You’re probably looking or envisioning a Mercator projection maps. Which east-west circle has a greater circumference?

A) The equator

B) The circle halfway between the equator and the pole

Clearly the equator represents a longer path than the circle at 45 degrees latitude, and yet the map you are looking at represents them as the exact same length (the both go from edge to edge). This is why Greenland looks so much larger than it actually is (it’s stretched considerable in the east-west direction.

What this means is that two points the same distance apart in an east-west direction are actually closer together than they appear on your flat map, so although the line is longer on your flat map, the actual distance on a round globe will shorter.

>There is a flight going from Dallas Texas to Tokyo but they appear to be going all the way to Alaska before crossing and coming back down.

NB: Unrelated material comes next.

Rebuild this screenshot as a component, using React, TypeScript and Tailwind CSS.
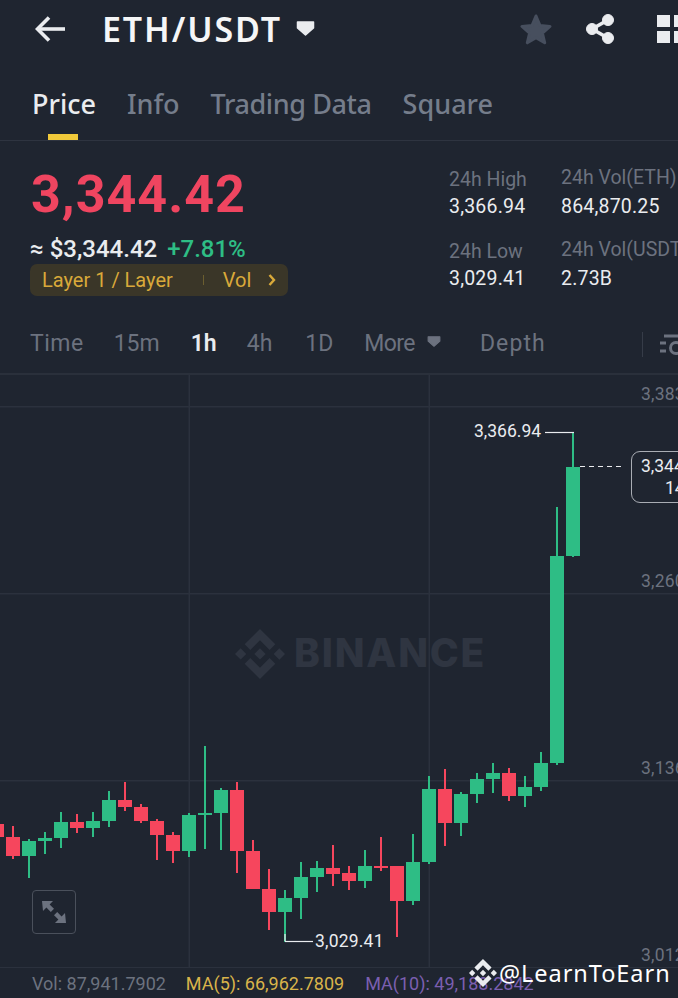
import { SiBinance } from "react-icons/si";

type Candle = [number, number, number, number, number, "g" | "r"];

// x, wick top, wick bottom, body top, body bottom, colour
const candles: Candle[] = [
  [-3, 818, 840, 824, 837, "r"],
  [13, 826, 859, 837, 856, "r"],
  [29, 839, 878, 841, 856, "g"],
  [45, 832, 854, 838, 841, "g"],
  [61, 812, 848, 822, 838, "g"],
  [77, 814, 833, 822, 828, "r"],
  [93, 812, 837, 821, 828, "g"],
  [109, 791, 827, 800, 821, "g"],
  [125, 782, 811, 800, 807, "r"],
  [141, 804, 823, 807, 821, "r"],
  [157, 819, 860, 821, 835, "r"],
  [173, 832, 863, 835, 851, "r"],
  [189, 813, 857, 815, 851, "g"],
  [205, 746, 849, 813, 815, "g"],
  [221, 788, 850, 790, 813, "g"],
  [237, 782, 873, 790, 851, "r"],
  [253, 840, 889, 851, 889, "r"],
  [269, 869, 930, 889, 912, "r"],
  [285, 890, 942, 898, 912, "g"],
  [301, 862, 919, 877, 898, "g"],
  [317, 861, 892, 868, 877, "g"],
  [333, 845, 886, 868, 874, "r"],
  [349, 866, 890, 873, 881, "r"],
  [365, 850, 888, 866, 881, "g"],
  [381, 837, 871, 866, 868, "r"],
  [397, 866, 937, 866, 901, "r"],
  [413, 834, 905, 862, 901, "g"],
  [429, 776, 864, 789, 862, "g"],
  [445, 769, 846, 789, 823, "r"],
  [461, 792, 836, 794, 823, "g"],
  [477, 773, 803, 779, 794, "g"],
  [493, 763, 793, 773, 779, "g"],
  [509, 768, 801, 773, 796, "r"],
  [525, 776, 807, 787, 796, "g"],
  [541, 752, 791, 763, 787, "g"],
  [557, 507, 765, 556, 763, "g"],
  [573, 432, 557, 467, 556, "g"],
];

const axis = [
  ["3,383.50", 400],
  ["3,260.10", 587],
  ["3,136.70", 774],
  ["3,012.90", 961],
] as const;

function Caret({ className }: { className: string }) {
  return (
    <svg viewBox="0 0 18 15" className={className} fill="currentColor" stroke="currentColor" strokeWidth="1.5" strokeLinejoin="round">
      <path d="M1 1H17V7L9 14L1 7Z" />
    </svg>
  );
}

function Stat({ label, value, valueClass }: { label: string; value: string; valueClass: string }) {
  return (
    <div className="flex flex-col whitespace-nowrap">
      <span className="text-[19.5px] leading-[24px] text-[#6c727f]">{label}</span>
      <span className={`text-[19.5px] leading-[24px] tracking-[0.2px] text-[#eaecef] ${valueClass}`}>{value}</span>
    </div>
  );
}

function Chart() {
  return (
    <div className="relative h-[595px] border-t-2 border-[#2a303b]">
      <svg viewBox="0 375 678 593" className="block w-[678px] h-[593px]">
        {[406, 593, 780, 967].map((y) => (
          <rect key={y} x="0" y={y} width="678" height="1.5" fill="#2b313d" />
        ))}
        {[188.5, 428.5].map((x) => (
          <rect key={x} x={x} y="375" width="1.5" height="593" fill="#2b313d" />
        ))}

        <text x="294" y="667" fontSize="39" fontWeight="800" letterSpacing="1.8" fontFamily="Inter, sans-serif" fill="#2f3541">
          BINANCE
        </text>
        <g transform="translate(235 629)" color="#2f3541">
          <SiBinance size={50} />
        </g>

        {axis.map(([t, y]) => (
          <text key={t} x="641" y={y} fontSize="17.5" fill="#6c727f" letterSpacing="0.2">
            {t}
          </text>
        ))}

        {candles.map(([x, wt, wb, bt, bb, c]) => {
          const fill = c === "g" ? "#2ebd85" : "#f6465d";
          return (
            <g key={x} fill={fill}>
              <rect x={x - 1} y={wt} width="2" height={wb - wt} />
              <rect x={x - 7} y={bt} width="14" height={Math.max(bb - bt, 2)} />
            </g>
          );
        })}

        {/* high / low callouts */}
        <path d="M545 432.5H574" stroke="#eaecef" strokeWidth="1.2" fill="none" />
        <text x="474" y="437" fontSize="17.5" fill="#eaecef">
          3,366.94
        </text>
        <path d="M285 941.5H313" stroke="#eaecef" strokeWidth="1.2" fill="none" />
        <path d="M285 934V941" stroke="#eaecef" strokeWidth="1.2" fill="none" />
        <text x="315" y="947" fontSize="17.5" letterSpacing="0.2" fill="#eaecef">
          3,029.41
        </text>

        {/* last price line */}
        <path d="M580 466.5H625" stroke="#eaecef" strokeWidth="1.2" strokeDasharray="5 4" fill="none" />
      </svg>

      {/* last price tag */}
      <div className="absolute left-[631px] top-[76px] w-[70px] h-[52px] rounded-[9px] border border-[#a9adb4] bg-[#1f2530] text-[#eaecef] text-[17.5px] leading-[22px] pt-[3px] pl-[9px] whitespace-nowrap">
        <div>3,344.42</div>
        <div className="pl-[24px]">14:22</div>
      </div>

      {/* expand button */}
      <div className="absolute left-[32px] top-[515px] w-[44px] h-[44px] rounded-[4px] border border-[#4a505b] flex items-center justify-center">
        <svg viewBox="0 0 26 26" className="w-[26px] h-[26px]" fill="#6c727f">
          <path d="M1 2h11l-3.4 3.4 4.4 4.4-3.2 3.2-4.4-4.4L2 12z" />
          <path d="M25 24H14l3.4-3.4-4.4-4.4 3.2-3.2 4.4 4.4L24 14z" />
        </svg>
      </div>
    </div>
  );
}

export default function App() {
  return (
    <div className="relative w-[678px] h-[998px] overflow-hidden bg-[#1f2530] font-[Roboto,sans-serif]">
      {/* top bar */}
      <div className="flex items-center h-[58px] pl-[35px] text-white">
        <svg viewBox="0 0 30 30" className="shrink-0 w-[30px] h-[30px]" fill="none" stroke="#eaecef" strokeWidth="3.6">
          <path d="M30 15H3" />
          <path d="M14 3.5L2.5 15L14 26.5" />
        </svg>
        <span className="ml-[37px] text-[34px] font-semibold tracking-[1.9px] font-['Noto_Sans',sans-serif] text-[#f5f6f7]">ETH/USDT</span>
        <Caret className="shrink-0 ml-[14px] mb-[2px] w-[19px] h-[15px] text-[#eaecef]" />
        <div className="ml-auto flex items-center mr-[-9px]">
          <svg viewBox="0 0 32 31" className="w-[32px] h-[31px]" fill="#474f5e" stroke="#474f5e" strokeWidth="3" strokeLinejoin="round">
            <path d="M16 2l4 9.5 10 .9-7.6 6.6 2.3 9.8L16 23.6 7.3 28.8 9.6 19 2 12.4l10-.9z" />
          </svg>
          <svg viewBox="0 0 30 30" className="ml-[33px] w-[30px] h-[30px]" fill="#eaecef" stroke="#eaecef">
            <circle cx="23" cy="6" r="5.5" />
            <circle cx="7" cy="15" r="5.5" />
            <circle cx="23" cy="24" r="5.5" />
            <path d="M23 6L7 15L23 24" fill="none" strokeWidth="3.6" />
          </svg>
          <div className="ml-[42px] grid grid-cols-2 gap-[4px] w-[30px]">
            <div className="h-[12px] bg-[#eaecef]" />
            <div className="h-[12px] bg-[#eaecef]" />
            <div className="h-[12px] bg-[#eaecef]" />
            <div className="h-[12px] bg-[#eaecef]" />
          </div>
        </div>
      </div>

      {/* tabs */}
      <div className="flex h-[83px] pl-[32px] pt-[26px] gap-[31px] border-b border-[#2e3440] font-['Noto_Sans',sans-serif] text-[27px] leading-[40px] font-medium text-[#757d8b]">
        <div className="relative text-[#eaecef]">
          Price
          <div className="absolute left-[16px] top-[50px] w-[30px] h-[6px] bg-[#f0c93a]" />
        </div>
        <div>Info</div>
        <div className="tracking-[-0.4px]">Trading Data</div>
        <div>Square</div>
      </div>

      {/* price and stats */}
      <div className="flex h-[178px]">
        <div className="shrink-0 w-[449px] pl-[30px] pt-[24px]">
          <div className="ml-[1px] text-[52px] leading-[60px] font-bold text-[#ef4560] tracking-[1px]">3,344.42</div>
          <div className="flex items-baseline mt-[9px] text-[24px] leading-[30px] font-medium">
            <span className="text-[#eaecef]">≈ $3,344.42</span>
            <span className="ml-[10px] text-[#2ebd85]">+7.81%</span>
          </div>
          <div className="flex items-center w-[258px] h-[32px] rounded-[7px] bg-[#3a3628] pl-[12px] text-[20px] text-[#d9a93a]">
            <span>Layer 1 / Layer</span>
            <span className="ml-[30px] w-px h-[10px] bg-[#6b5e2f]" />
            <span className="ml-[19px]">Vol</span>
            <svg viewBox="0 0 8 12" className="ml-[17px] w-[8px] h-[12px]" fill="none" stroke="#d9a93a" strokeWidth="2.4">
              <path d="M1.5 1L6 6L1.5 11" />
            </svg>
          </div>
        </div>
        <div className="shrink-0 w-[112px] pt-[27px] flex flex-col gap-[21px]">
          <Stat label="24h High" value="3,366.94" valueClass="mt-[3px]" />
          <Stat label="24h Low" value="3,029.41" valueClass="mt-[3px]" />
        </div>
        <div className="pt-[25px] flex flex-col gap-[19px]">
          <Stat label="24h Vol(ETH)" value="864,870.25" valueClass="mt-[5px]" />
          <Stat label="24h Vol(USDT)" value="2.73B" valueClass="mt-[5px]" />
        </div>
      </div>

      {/* intervals */}
      <div className="flex items-center h-[54px] pb-[4px] pl-[30px] text-[23px] text-[#6c727f]">
        <span className="tracking-[0.5px]">Time</span>
        <span className="ml-[30px]">15m</span>
        <span className="ml-[31px] font-semibold text-[#eaecef]">1h</span>
        <span className="ml-[30px]">4h</span>
        <span className="ml-[33px]">1D</span>
        <span className="ml-[31px] tracking-[-0.6px]">More</span>
        <Caret className="shrink-0 ml-[12px] mb-[5px] w-[14px] h-[11px] text-[#6c727f]" />
        <span className="ml-[39px] tracking-[1.1px]">Depth</span>
        <div className="ml-auto flex items-center mr-[-4px]">
          <div className="w-px h-[25px] bg-[#363c48]" />
          <svg viewBox="0 0 22 22" className="ml-[17px] w-[22px] h-[22px]" fill="none" stroke="#6c727f" strokeWidth="3">
            <path d="M4 3H22" />
            <path d="M0 10H6" />
            <path d="M0 18H6" />
            <circle cx="16" cy="15" r="5.5" />
          </svg>
        </div>
      </div>

      <Chart />

      {/* legend */}
      <div className="flex items-center h-[30px] pl-[32px] text-[18px] whitespace-nowrap">
        <span className="text-[#6c727f]">Vol: 87,941.7902</span>
        <span className="ml-[20px] text-[#d9b44a]">MA(5): 66,962.7809</span>
        <span className="ml-[21px] text-[#7b5fb0]">MA(10): 49,188.2842</span>
      </div>

      {/* watermark */}
      <div className="absolute left-[469px] top-[958px] flex items-center text-white">
        <SiBinance size={28} className="text-[#eaecef]" />
        <span className="ml-[2px] text-[23.5px] leading-[30px] tracking-[0.95px] font-['Noto_Sans',sans-serif]">@LearnToEarn</span>
      </div>
    </div>
  );
}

A direct flight from Dallas to Tokyo will graze Alaska. It’s a straight line, the shortest path. If whatever flight map or tool you happen to be checking right now doesn’t *show* it to be a straight line it’s because you’re seeing a map projection – an approximation that does not fully represent the non-Euclidian geometry you have to work with when traveling large distances on top of a globe. Projections always lose some sort of aspect of real world geometry in trying to portray a 3-dimensional surface in a 2D-plane.

In short: The map is incorrect because it *has* to be incorrect. The real-world path is a straight line.

They are actually following the smallest path between these two cities. Remember that the earth is a globe that gets distorted when you put it into a map.

So if you take a globe, put Dallas in front of you and your finger in Tokyo and trace an arc over the surface of the globe connecting these two cities, you will see that it goes very near Alaska.

The shortest path between to points on a sphere is called a great circle. You can use this tool to calculate the great circle between any two airports.

http://www.gcmap.com/mapui?P=DAL-NRT&MS=wls&DU=mi

Because the Earth is a sphere. The term you’re looking for is called a “Great Circle”.

Imagine you took a sharpie and drew a black line from Texas to Tokyo, and then took a rubber band and wrapped it around the Earth connecting both Texas and Tokyo (it would be like a weird equator). Now measure the length of the lines, the rubber band distance is much shorter than the sharpie line distance. This only works a globe though because it’s 3D geometry, it wouldn’t work on a flat map.